In the 21st century, success seems to be measured in only one metric, size and it’s all about quantity over quality. From how many followers a company or celebrity has on social media, to a songs streaming numbers or sheer volume of sales for any product you care to name. Rich lists are packed with talentless hacks, but it seems just getting on one means you’ve made it. Not here, we value quality and craftsmanship and builders around the world have shown you don’t need a mega factory to make a beautiful bike. Living that ethos to its fullest is Southern California’s Ryan Mullion, a lover of old school Triumphs and the owner of The Tiger Shack. This, his 1953 Triumph 6T is not just pretty in pink, it’s a master class in custom motorcycle building.

Movie buffs will have already smiled at the fact that the same year this Triumph rolled off the production line, was the year Marlon Brando’s The Wild One came to the big screen, with the iconic actor straddling an earlier version of this very model. But despite such press and popularity, in the custom scene of California, the British bikes have always played second fiddle to the local product from Harley Davidson. But for Ryan, the classic lines, the look of the engine and the sound they make when unmuffled has always made his heart beat that little bit faster. So, having crafted a host of incredible Triumph builds, there was a single purpose to this bike.

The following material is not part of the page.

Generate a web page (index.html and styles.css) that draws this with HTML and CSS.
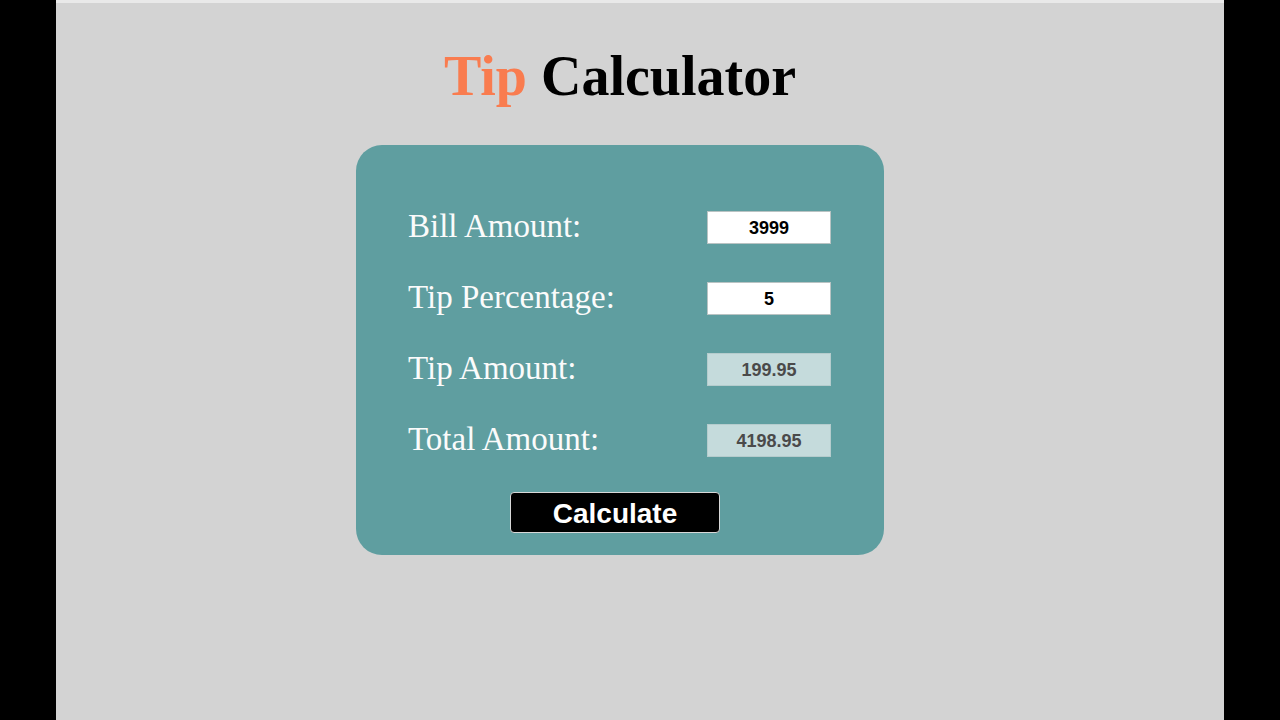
FILE: index.html
```html
<!DOCTYPE html>
<html lang="en">
<head>
<meta charset="utf-8">
<title>Tip Calculator</title>
<link rel="stylesheet" href="styles.css">
</head>
<body>
<div class="screen">
  <div class="content">
    <h1 class="title"><span class="accent">Tip</span> Calculator</h1>
    <div class="card">
      <div class="row">
        <label class="label" for="bill">Bill Amount:</label>
        <input class="field" id="bill" type="text" value="3999">
      </div>
      <div class="row">
        <label class="label" for="pct">Tip Percentage:</label>
        <input class="field" id="pct" type="text" value="5">
      </div>
      <div class="row">
        <label class="label" for="tip">Tip Amount:</label>
        <input class="field readonly" id="tip" type="text" value="199.95" readonly>
      </div>
      <div class="row">
        <label class="label" for="total">Total Amount:</label>
        <input class="field readonly" id="total" type="text" value="4198.95" readonly>
      </div>
      <button class="calc" type="button">Calculate</button>
    </div>
  </div>
</div>
</body>
</html>
```

FILE: styles.css
```css
html, body {
  margin: 0;
  padding: 0;
  background: #000;
  height: 720px;
  overflow: hidden;
}

.screen {
  width: 1168px;
  height: 717px;
  margin: 0 auto;
  background: #d3d3d3;
  border-top: 3px solid #e9e9e9;
}

.content {
  width: 1128px;
  display: flex;
  flex-direction: column;
  align-items: center;
}

.title {
  margin: 42px 0 38px;
  font-family: "Liberation Serif", "Times New Roman", serif;
  font-weight: bold;
  font-size: 56px;
  line-height: 62px;
  color: #000;
}

.accent {
  color: #f97c4f;
}

.card {
  box-sizing: border-box;
  width: 528px;
  height: 410px;
  background: #5f9ea0;
  border-radius: 26px;
  padding: 66px 53px 22px 52px;
  display: flex;
  flex-direction: column;
  gap: 38px;
}

.row {
  height: 33px;
  display: flex;
  align-items: center;
  justify-content: space-between;
}

.label {
  font-family: "Liberation Serif", "Times New Roman", serif;
  font-size: 33px;
  line-height: 33px;
  padding-bottom: 2px;
  color: #fbfbfb;
}

.field {
  box-sizing: border-box;
  width: 124px;
  height: 33px;
  margin: 0;
  padding: 2px 0 0;
  border: 1px solid #b9c3c3;
  background: #fff;
  text-align: center;
  font-family: "Liberation Sans", Arial, sans-serif;
  font-weight: bold;
  font-size: 18px;
  color: #000;
  outline: none;
}

.field.readonly {
  background: #c5dbdc;
  border-color: #b5cccd;
  color: #4a4a4a;
}

.calc {
  box-sizing: border-box;
  align-self: flex-start;
  margin: -3px 0 0 102px;
  width: 210px;
  height: 41px;
  padding: 2px 0 0;
  background: #000;
  border: 1px solid #d8d8d8;
  border-radius: 4px;
  color: #fff;
  font-family: "Liberation Sans", Arial, sans-serif;
  font-weight: bold;
  font-size: 28px;
  cursor: pointer;
}
```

To win a ticket to Japan and have a chance to show off his creation to the masses at the Mooneyes Yokohama Hot Rod Custom Show, the mecca for those who build with an unwavering commitment to mastering their craft. This is not a place you’ll get into by spending a fortune and simply bolting on a whole catalogue of parts, bottom line, you have to have the talent! To get there Ryan would hope to win his way via the Born Free Show, “I really don’t care about the trophies, there are a lot of them. It’s nice to win one, but nothing more. But Japan, that’s everyone’s dream,” explains Ryan.

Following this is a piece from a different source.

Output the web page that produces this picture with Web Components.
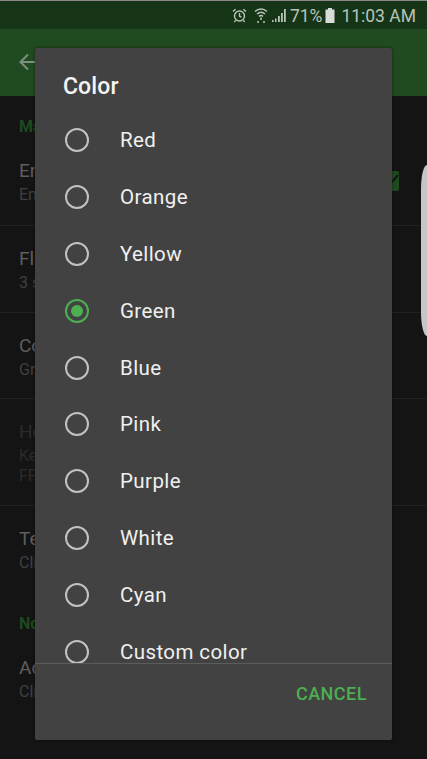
<!DOCTYPE html>
<html>
<head>
<meta charset="utf-8">
<style>
  html, body { margin: 0; height: 100%; background: #141414; }
  body { font-family: Roboto, sans-serif; overflow: hidden; position: relative; }
</style>
</head>
<body>
<settings-screen></settings-screen>
<edge-handle></edge-handle>
<color-dialog selected="Green"></color-dialog>

<script>
class StatusBar extends HTMLElement {
  constructor() {
    super();
    this.attachShadow({ mode: 'open' }).innerHTML = `
      <style>
        :host {
          display: flex;
          align-items: center;
          justify-content: flex-end;
          box-sizing: border-box;
          height: 29px;
          padding: 1px 11px 0 0;
          background: #163516;
          border-top: 1px solid #8a8a8a;
          color: #b9c4b9;
          font-size: 17.5px;
        }
        svg { display: block; flex: none; }
        .alarm { margin-right: 7px; }
        .wifi { margin-right: 3px; }
        .pct { margin: 0 3px 0 4px; }
        .time { margin-left: 6px; }
      </style>
      <svg class="alarm" width="15" height="15" viewBox="0 0 15 15" fill="none" stroke="#b9c4b9" stroke-width="1.4">
        <circle cx="7.5" cy="8" r="5"/><path d="M7.5 5v3.2l2 1M1 3.6 3.6 1.2M14 3.6 11.4 1.2M3.6 12.4 2.4 14M11.4 12.4 12.6 14"/>
      </svg>
      <svg class="wifi" width="14" height="17" viewBox="0 0 14 17" fill="none" stroke="#b9c4b9" stroke-width="1.5">
        <path d="M1 4.5C4.5 1.2 9.5 1.2 13 4.5M3 7C5.400 4.800 8.600 4.800 11 7M5 9.300C6.200 8.300 7.800 8.300 9 9.300"/>
        <path d="M7 10.500V13" /><circle cx="4" cy="15" r="1" fill="#b9c4b9" stroke="none"/><circle cx="10" cy="15" r="1" fill="#b9c4b9" stroke="none"/>
      </svg>
      <svg width="15" height="15" viewBox="0 0 15 15" fill="#b9c4b9">
        <path d="M1 12h1.500v2H1zM4 10.500h1.500V14H4zM7 8h1.800v6H7zM10 5h1.800v9H10zM13 1h1.800v13H13z"/>
      </svg>
      <span class="pct">71%</span>
      <svg width="10" height="15" viewBox="0 0 10 15" fill="#d8dcd8">
        <path d="M3 0h4v1.500h2.500V15H.5V1.500H3z"/>
      </svg>
      <span class="time">11:03 AM</span>`;
  }
}

class AppBar extends HTMLElement {
  constructor() {
    super();
    this.attachShadow({ mode: 'open' }).innerHTML = `
      <style>
        :host {
          display: flex;
          align-items: center;
          box-sizing: border-box;
          height: 67px;
          padding: 0 0 2px 19px;
          background: #204a20;
        }
        svg { display: block; }
      </style>
      <svg width="18" height="18" viewBox="0 0 18 18" fill="none" stroke="#7e8f7e" stroke-width="2">
        <path d="M18 9H2M9 1.500 1.500 9 9 16.500"/>
      </svg>`;
  }
}

class SectionLabel extends HTMLElement {
  constructor() {
    super();
    this.attachShadow({ mode: 'open' }).innerHTML = `
      <style>
        :host {
          display: block;
          padding: 21px 19px 1px;
          color: #1c4a1e;
          font-size: 16px;
          font-weight: 700;
          line-height: 20px;
        }
      </style>
      <slot></slot>`;
  }
}

class SettingRow extends HTMLElement {
  constructor() {
    super();
    this.attachShadow({ mode: 'open' }).innerHTML = `
      <style>
        :host {
          display: block;
          box-sizing: border-box;
          padding: 21px 19px 0;
          height: var(--row-height, 86.500px);
          border-bottom: 1px solid #212121;
          color: #5e5e5e;
          font-size: 19px;
          line-height: 24px;
        }
        :host([last]) { border-bottom: 0; }
        :host([dim]) { color: #2b2b2b; }
        .sub { color: #404040; font-size: 16px; line-height: 20px; margin-top: 2px; }
        :host([dim]) .sub { color: #2b2b2b; }
      </style>
      <div><slot></slot></div>
      <div class="sub"><slot name="sub"></slot></div>`;
  }
}

class SettingsScreen extends HTMLElement {
  constructor() {
    super();
    this.attachShadow({ mode: 'open' }).innerHTML = `
      <style>
        :host { display: block; background: #141414; }
        .check {
          position: absolute; left: 385px; top: 171px;
          width: 14px; height: 20px; border-radius: 2px;
          background: #1f4a20;
        }
        .check svg { display: block; }
      </style>
      <status-bar></status-bar>
      <app-bar></app-bar>
      <section-label>Main</section-label>
      <setting-row style="--row-height:88px">Enabled<span slot="sub">Enable</span></setting-row>
      <setting-row>Flash rate<span slot="sub">3 seconds</span></setting-row>
      <setting-row>Color<span slot="sub">Green</span></setting-row>
      <setting-row dim style="--row-height:107px">Hex<span slot="sub">Keep<br>FF00</span></setting-row>
      <setting-row last style="--row-height:87px">Test<span slot="sub">Click</span></setting-row>
      <section-label>Notifications</section-label>
      <setting-row last>Add<span slot="sub">Click</span></setting-row>
      <div class="check">
        <svg width="14" height="20" viewBox="0 0 14 20" fill="none" stroke="#141414" stroke-width="2"><path d="M7 11l6-7"/></svg>
      </div>`;
  }
}

class EdgeHandle extends HTMLElement {
  constructor() {
    super();
    this.attachShadow({ mode: 'open' }).innerHTML = `
      <style>
        :host {
          position: absolute;
          right: 0; top: 165px;
          width: 6px; height: 171px;
          background: #c6c6c6;
          border-radius: 6px 0 0 6px / 24px 0 0 24px;
        }
      </style>`;
  }
}

class ColorOption extends HTMLElement {
  constructor() {
    super();
    this.attachShadow({ mode: 'open' }).innerHTML = `
      <style>
        :host {
          display: flex;
          align-items: center;
          flex: none;
          height: 56.900px;
          padding-left: 30px;
          color: #f0f0f0;
          font-size: 20.500px;
          letter-spacing: .4px;
        }
        .radio {
          box-sizing: border-box;
          flex: none;
          width: 24px; height: 24px;
          margin-right: 31px;
          border: 2.500px solid #c2c2c2;
          border-radius: 50%;
        }
        :host([checked]) .radio {
          border-color: #4caf50;
          padding: 4px;
        }
        :host([checked]) .radio::before {
          content: '';
          display: block;
          width: 100%; height: 100%;
          border-radius: 50%;
          background: #4caf50;
        }
      </style>
      <span class="radio"></span><slot></slot>`;
  }
}

class ColorDialog extends HTMLElement {
  constructor() {
    super();
    this.attachShadow({ mode: 'open' }).innerHTML = `
      <style>
        :host {
          position: absolute;
          left: 35px; top: 48px;
          width: 357px; height: 692px;
          display: flex;
          flex-direction: column;
          background: #424242;
          border-radius: 2px;
          box-shadow: 0 0 3px rgba(0, 0, 0, .5);
          color: #f4f4f4;
        }
        h2 {
          flex: none;
          box-sizing: border-box;
          height: 63.500px;
          margin: 0;
          padding: 23px 28px 0;
          font-size: 23px;
          font-weight: 500;
          letter-spacing: .1px;
          line-height: 32px;
        }
        .list {
          flex: 1;
          min-height: 0;
          display: flex;
          flex-direction: column;
          overflow: hidden;
        }
        .footer {
          flex: none;
          display: flex;
          justify-content: flex-end;
          box-sizing: border-box;
          height: 77px;
          padding: 19px 25px 0 0;
          border-top: 1px solid #5c5c5c;
        }
        .cancel {
          color: #4caf50;
          font-size: 18px;
          font-weight: 500;
          letter-spacing: .5px;
          line-height: 22px;
        }
      </style>
      <h2>Color</h2>
      <div class="list"></div>
      <div class="footer"><span class="cancel">CANCEL</span></div>`;

    const list = this.shadowRoot.querySelector('.list');
    const colors = ['Red', 'Orange', 'Yellow', 'Green', 'Blue', 'Pink', 'Purple', 'White', 'Cyan', 'Custom color'];
    for (const name of colors) {
      const option = document.createElement('color-option');
      option.textContent = name;
      if (name === this.getAttribute('selected')) option.setAttribute('checked', '');
      list.appendChild(option);
    }
  }
}

customElements.define('status-bar', StatusBar);
customElements.define('app-bar', AppBar);
customElements.define('section-label', SectionLabel);
customElements.define('setting-row', SettingRow);
customElements.define('settings-screen', SettingsScreen);
customElements.define('edge-handle', EdgeHandle);
customElements.define('color-option', ColorOption);
customElements.define('color-dialog', ColorDialog);
</script>
</body>
</html>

The idea for the ’53 had obviously been swirling around Ryan’s head for years, it should make the most of the original bike, be slimmed down and narrow, and feel like it could have been a factory custom had the boys at the factory really cut loose. The original frame with its rigid rear end remains largely as it left the factory, but it is clear that Ryan has gone over it with a fine tooth comb and ensured that any imperfections have been corrected. Where you would normally expect to see some pitting in the tube, a mismatched weld or a rough finish, all you find now is perfection as far as the eye can see.

Over the top of the backbone, the tank hits the slimmed down profile right on the head, with the most impressive feature simply being the way the proportions have been so well thought out, so as to show off parts of the chassis, the top of the engine and the front of the seat, with a completely uninterrupted view. The teardrop flow and those gorgeous crease lines, all just add to the elements of detail you’re left to revel in. In this same way, the rear fender serves as a vehicle with which Ryan is able to demonstrate his skills, the raised lines, the integration with the frame and the hidden bolt mounts, it’s all a work of art.

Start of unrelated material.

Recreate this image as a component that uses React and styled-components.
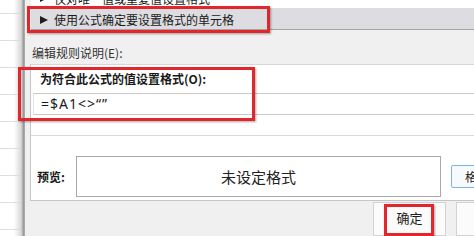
import React from "react";
import styled, { createGlobalStyle } from "styled-components";

const font = `"Noto Sans CJK SC", "Noto Sans", sans-serif`;

const Global = createGlobalStyle`
  html, body {
    margin: 0;
    padding: 0;
    width: 474px;
    height: 236px;
    overflow: hidden;
    background: #ffffff;
  }
`;

const Root = styled.div`
  position: relative;
  display: flex;
  width: 474px;
  height: 236px;
  overflow: hidden;
  font-family: ${font};
  color: #1a1a1a;
`;

const SheetStrip = styled.div`
  flex: 0 0 25px;
  height: 100%;
  background:
    linear-gradient(to right, rgba(255,255,255,0) 0px, rgba(255,255,255,0) 14px, #d9d9d9 21px, #a8a8a8 23px, #8f8f8f 24px, #c4c4c4 25px),
    repeating-linear-gradient(to bottom, #ffffff 0px, #ffffff 13px, #dedede 13px, #dedede 14px, #ffffff 14px, #ffffff 27px);
`;

const Dialog = styled.div`
  flex: 1;
  display: flex;
  flex-direction: column;
  background: #f0f0f0;
  overflow: hidden;
  min-width: 0;
`;

const RuleList = styled.div`
  margin-left: 6px;
  height: 31px;
  background: #ffffff;
  border-bottom: 1px solid #a3a3a3;
  overflow: hidden;
  display: flex;
  flex-direction: column;
`;

const RuleItem = styled.div`
  flex: 0 0 ${(p) => p.$h}px;
  margin-top: ${(p) => p.$offset || 0}px;
  display: flex;
  align-items: center;
  gap: 6px;
  padding-left: 9px;
  font-size: 12px;
  white-space: nowrap;
  background: ${(p) => (p.$selected ? "#dcdce1" : "#ffffff")};
`;

const Arrow = styled.span`
  width: 0;
  height: 0;
  border-left: 8px solid #1e1e1e;
  border-top: 4.5px solid transparent;
  border-bottom: 4.5px solid transparent;
`;

const SectionLabel = styled.div`
  height: 35px;
  padding: 15px 0 0 7px;
  box-sizing: border-box;
  font-size: 12px;
  line-height: 16px;
  color: #333333;
  white-space: nowrap;
`;

const GroupBox = styled.div`
  margin-left: 5px;
  background: #ffffff;
  border-top: 1px solid #d6d6d6;
  border-left: 1px solid #c6c6c6;
  border-bottom: 1px solid #c6c6c6;
  display: flex;
  flex-direction: column;
`;

const GroupTitle = styled.div`
  height: 28px;
  padding-left: 9px;
  font-size: 12px;
  font-weight: bold;
  line-height: 28px;
  white-space: nowrap;
`;

const FormulaInput = styled.div`
  margin-left: 2px;
  height: 20px;
  padding-left: 7px;
  border-top: 1px solid #c9c9c9;
  border-bottom: 1px solid #c9c9c9;
  border-left: 1px solid #e4e4e4;
  font-family: "Noto Sans", "Noto Sans CJK SC", sans-serif;
  font-size: 14px;
  letter-spacing: 1px;
  line-height: 20px;
  white-space: nowrap;
`;

const FormulaRest = styled.div`
  height: 20px;
  border-bottom: 1px solid #d9d9d9;
`;

const PreviewRow = styled.div`
  display: flex;
  align-items: center;
  padding: 20px 0 3px 6px;
`;

const PreviewLabel = styled.div`
  flex: 0 0 39px;
  font-size: 12px;
  font-weight: bold;
`;

const PreviewBox = styled.div`
  flex: 0 0 363px;
  height: 39px;
  border: 1px solid #a9a9a9;
  display: flex;
  align-items: center;
  justify-content: center;
  font-size: 15px;
  color: #222222;
`;

const FormatButton = styled.div`
  flex: 0 0 70px;
  margin-left: 10px;
  height: 21px;
  border: 1px solid #7fb3e6;
  border-radius: 2px;
  background: #f7fafd;
  font-size: 12px;
  line-height: 21px;
  padding-left: 13px;
  white-space: nowrap;
`;

const ButtonBar = styled.div`
  display: flex;
  gap: 10px;
  padding: 1px 0 0 348px;
`;

const Button = styled.div`
  flex: 0 0 71px;
  height: 32px;
  background: #fbfbfb;
  border: 1px solid #d3d3d3;
  font-size: 13px;
  line-height: 30px;
  text-align: center;
`;

const Marker = styled.div`
  position: absolute;
  box-sizing: border-box;
  border: 3px solid #e3262b;
  box-shadow: 1px 1px 2px rgba(0, 0, 0, 0.35);
  pointer-events: none;
`;

const markers = [
  { left: 27, top: 6, width: 243, height: 27 },
  { left: 18, top: 67, width: 237, height: 54 },
  { left: 384, top: 204, width: 50, height: 32 },
];

export default function App() {
  return (
    <>
      <Global />
      <Root>
        <SheetStrip />
        <Dialog>
          <RuleList>
            <RuleItem $h={20} $offset={-12}>
              <Arrow />
              <span>仅对唯一值或重复值设置格式</span>
            </RuleItem>
            <RuleItem $h={23} $selected>
              <Arrow />
              <span>使用公式确定要设置格式的单元格</span>
            </RuleItem>
          </RuleList>
          <SectionLabel>编辑规则说明(E):</SectionLabel>
          <GroupBox>
            <GroupTitle>为符合此公式的值设置格式(O):</GroupTitle>
            <FormulaInput>=$A1&lt;&gt;“”</FormulaInput>
            <FormulaRest />
            <PreviewRow>
              <PreviewLabel>预览:</PreviewLabel>
              <PreviewBox>未设定格式</PreviewBox>
              <FormatButton>格式(F)...</FormatButton>
            </PreviewRow>
          </GroupBox>
          <ButtonBar>
            <Button>确定</Button>
            <Button>取消</Button>
          </ButtonBar>
        </Dialog>
        {markers.map((m, i) => (
          <Marker key={i} style={m} />
        ))}
      </Root>
    </>
  );
}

Literally bridging the divide between the two major pieces of metalwork is the simple and yet spectacular custom seat. Just as is true of the rest of the bike, the black leather saddle does its job perfectly and yet gives you an unrestricted sight of the parts around it. On what is a relatively small motorcycle, each major component still manages to be completely uncluttered and there is a lesson for us all in this minimalism. To get the hot pink paint right on the money, it was over to Matt Ross and the custom-mixed House of Kolor provides a premium finish.

The old Triumph Twin is a stunning engine and there is an elegance and beauty to the pre-unit construction that simply comes alive with those incredible side covers. It’s clear that hours of elbow grease were poured into polishing and properly finishing every last inch. Then there is the Amal carb in all its vintage glory and yet looking better than the day it left the factory floor, while the customised and chromed oil tank gives the mechanical area of the bike another stand-out feature. But try as I might, I just can’t look away from those pipes. Weeks in the making, the chrome finished pieces flow effortlessly with liquid-like lines and then boom from the seamlessly infused tailpiece.

Matching this look to the perfect Triumph T are the rebuilt front forks with MCM covers for an ultra clean finish. The brakeless front end with a big 21in rim really helps to accentuate the slimline look, and the smaller rear with a meaty tyre gets the stance spot on. It’s at the back of the bike you can savour more samples of Ryan’s work, from the flawlessly finished hub and its mechanical mechanisms to the integrated chain guard with taillight, nothing has been left unperfected.

The bike made it to Born Free and has been a constant trophy collector, but it didn’t win its way to Japan. In an even more remarkable twist, the Mooneyes organisers were so impressed, they offered The Tiger Shack Triumph a special invitation to the show.